Key takeaway: Collapse is not terminal. Memory can be reactivated.
2. Echo Frequency Tuning After Collapse
This variant tests frequency tuning of the resonance echo.
Here, the resonance pulse is not just injected — it’s phase-matched to the structure of the collapse.
The result is periodic rebound cycles: ripple memory surges, interacts, and restabilizes.
This is no longer just a reversal — it’s oscillatory regulation of a collapsed field.
Key takeaway: Collapse can be modulated. Echoes can be tuned for dynamic control.
3. Star Collapse: Age Reversal and Rebound Overload
In this simulation, collapse occurs due to runaway age reversal — ripple motion feeds on its own memory and rebounds too early.
But the field isn’t ready.
ΣI continues to climb while ΣR stalls.
Rebound pressure (purple) fades, and the system stabilizes in a trapped irreversible state.
Key takeaway: Not all collapse can be reversed. Timing and memory saturation matter.
🔹 Section 4: Application
This reframing of black holes introduces:
Collapse as a reversible phase
Rebound symmetry tuning as a method of structural recovery
A roadmap for black hole stabilization, not destruction
It implies that:
Some black holes may already be in rebound phase
Collapse duration is a function of echo entanglement severity
Intervention may be possible
🔹 Section 5: Definitions
Collapse Reversal: A system-wide re-establishment of rebound symmetry triggered by external or internal ripple resonance. In URFT, black holes are not endpoints, but trapped ripple fields whose containment can be re-tuned.
Collapse Well Definition
A collapse well is defined as a region in the ripple field where the local fidelity Λ(x, y) exceeds the system’s ability to evolve symmetrically:
Λ(x, y) ≫ |∇ · (R · ∇Φ)|
In this zone:
ΣR (total reversible change) decreases
ΣI (total irreversible change) increases
The system becomes dynamically trapped in a low-symmetry state
Rebound Condition
A system can be reactivated if a resonance pulse E(t) matches the memory structure of the collapsed zone:
E(t) ≈ Φ_collapse(x, y, t_trap) · e^(-iωt)
Where:
Φ_collapse is the trapped field pattern at the point of collapse
ω is the echo frequency tuned to the dominant harmonic
Rebound Pressure Equation
The Rebound Pressure ℘ is defined as the ratio of reversible to irreversible change:
℘(t) = ΣR(t) / ΣI(t)
When ℘ < 1, the system is collapse-locked.
When ℘ > 1, ripple memory begins to recover and rebound initiates.

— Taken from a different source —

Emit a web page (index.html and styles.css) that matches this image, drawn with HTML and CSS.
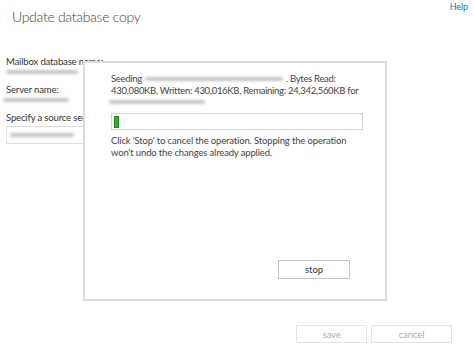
FILE: index.html
```html
<!DOCTYPE html>
<html>
<head>
<meta charset="utf-8">
<link rel="stylesheet" href="styles.css">
</head>
<body>
<div class="page">
  <div class="header">
    <h1 class="title">Update database copy</h1>
    <a class="help">Help</a>
  </div>
  <div class="form">
    <div class="label">Mailbox database name:</div>
    <div class="redact r1"></div>
    <div class="label">Server name:</div>
    <div class="redact r2"></div>
    <div class="label">Specify a source server:</div>
    <div class="input"><div class="redact r3"></div></div>
  </div>
  <div class="footer">
    <button class="btn save">save</button>
    <button class="btn cancel">cancel</button>
  </div>
</div>
<div class="dialog">
  <div class="msg">
    <div class="line1"><span>Seeding</span><span class="redact inline"></span><span>. Bytes Read:</span></div>
    <div>430,080KB, Written: 430,016KB, Remaining: 24,342,560KB for</div>
    <div class="redact r4"></div>
  </div>
  <div class="progress"><div class="fill"></div></div>
  <div class="note">Click 'Stop' to cancel the operation. Stopping the operation won't undo the changes already applied.</div>
  <div class="dlg-foot"><button class="stop">stop</button></div>
</div>
</body>
</html>
```
FILE: styles.css
```css
html, body { margin: 0; padding: 0; background: #fff; }
body { font-family: Lato, "Noto Sans", sans-serif; color: #333; width: 474px; height: 348px; overflow: hidden; position: relative; }
.page { display: flex; flex-direction: column; height: 348px; box-sizing: border-box; }
.header { display: flex; justify-content: space-between; align-items: flex-start; padding: 0 6px 0 12px; height: 26px; }
.title { margin: 8px 0 0 0; font-size: 14px; line-height: 18px; font-weight: 300; color: #444; letter-spacing: -0.3px; }
.help { font-size: 9px; color: #1f6fc0; margin-top: 1px; letter-spacing: -0.1px; }
.form { padding: 0 0 0 6px; margin-top: 29px; font-size: 9.5px; letter-spacing: -0.15px; }
.label { line-height: 13px; height: 13px; color: #333; white-space: nowrap; }
.redact { background: #c4c4c4; border-radius: 3px; filter: blur(1.5px); }
.r1 { width: 72px; height: 4px; margin: 2px 0 9px 0; }
.r2 { width: 66px; height: 4px; margin: 2px 0 9px -3px; }
.r3 { width: 64px; height: 4px; margin: 6px 0 0 3px; }
.input { width: 78px; height: 16px; border: 1px solid #ddd; margin: 2px 0 0 0; }
.footer { margin-top: auto; display: flex; justify-content: flex-end; gap: 4px; padding: 0 22px 5px 0; }
.btn { font-family: inherit; font-size: 9.5px; letter-spacing: -0.1px; color: #aaa; background: #fff; border: 1px solid #e4e4e4; height: 18px; padding: 0; }
.save { width: 71px; }
.cancel { width: 81px; }
.dialog { position: absolute; left: 83px; top: 61px; width: 304px; height: 240px; box-sizing: border-box; border: 2px solid #dcdcdc; background: #fff; padding: 10px 26px 20px 26px; display: flex; flex-direction: column; font-size: 9.5px; letter-spacing: -0.15px; line-height: 12px; color: #444; }
.msg { width: 252px; white-space: nowrap; letter-spacing: -0.3px; }
.line1 { display: flex; align-items: center; gap: 3px; }
.inline { display: block; width: 138px; height: 4px; }
.r4 { width: 96px; height: 4px; margin-top: 3px; margin-left: -2px; }
.progress { width: 247px; height: 13px; border: 1px solid #d4d4d4; margin-top: 9px; padding: 1px 1px 1px 2px; }
.fill { width: 5px; height: 12px; margin-top: 1px; background: #37a833; box-shadow: inset 0 0 0 1px #1f8a1f; }
.note { margin-top: 5px; width: 250px; }
.dlg-foot { margin-top: auto; display: flex; justify-content: flex-end; padding-right: 9px; }
.stop { font-family: inherit; font-size: 9.5px; color: #333; background: #fff; border: 1px solid #c4c4c4; width: 72px; height: 19px; padding: 0; }
```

Collapse Irreversibility Threshold
Collapse becomes unrecoverable when the trapped memory exceeds the available resonance bandwidth:
∫ Φ_trap² dx ≫ ∫ E² dt
In this case, the echo is either mistimed or underpowered — and the collapse persists.
These definitions allow URFT to describe collapse and rebound as quantifiable, tunable transformations — not just visual phenomena. Collapse is no longer a dead end. It’s a ripple-regulated transformation waiting to be reversed.
🔹 Section 6: Test Path
Simulate a high-density ripple containment collapse
Apply periodic resonance injections across varying phase offsets
Measure:
Delay before symmetry re-forms
Intensity of rebound
Entropy reduction post-rebound
Success condition: ripple rebound resumes and feedback becomes structured again.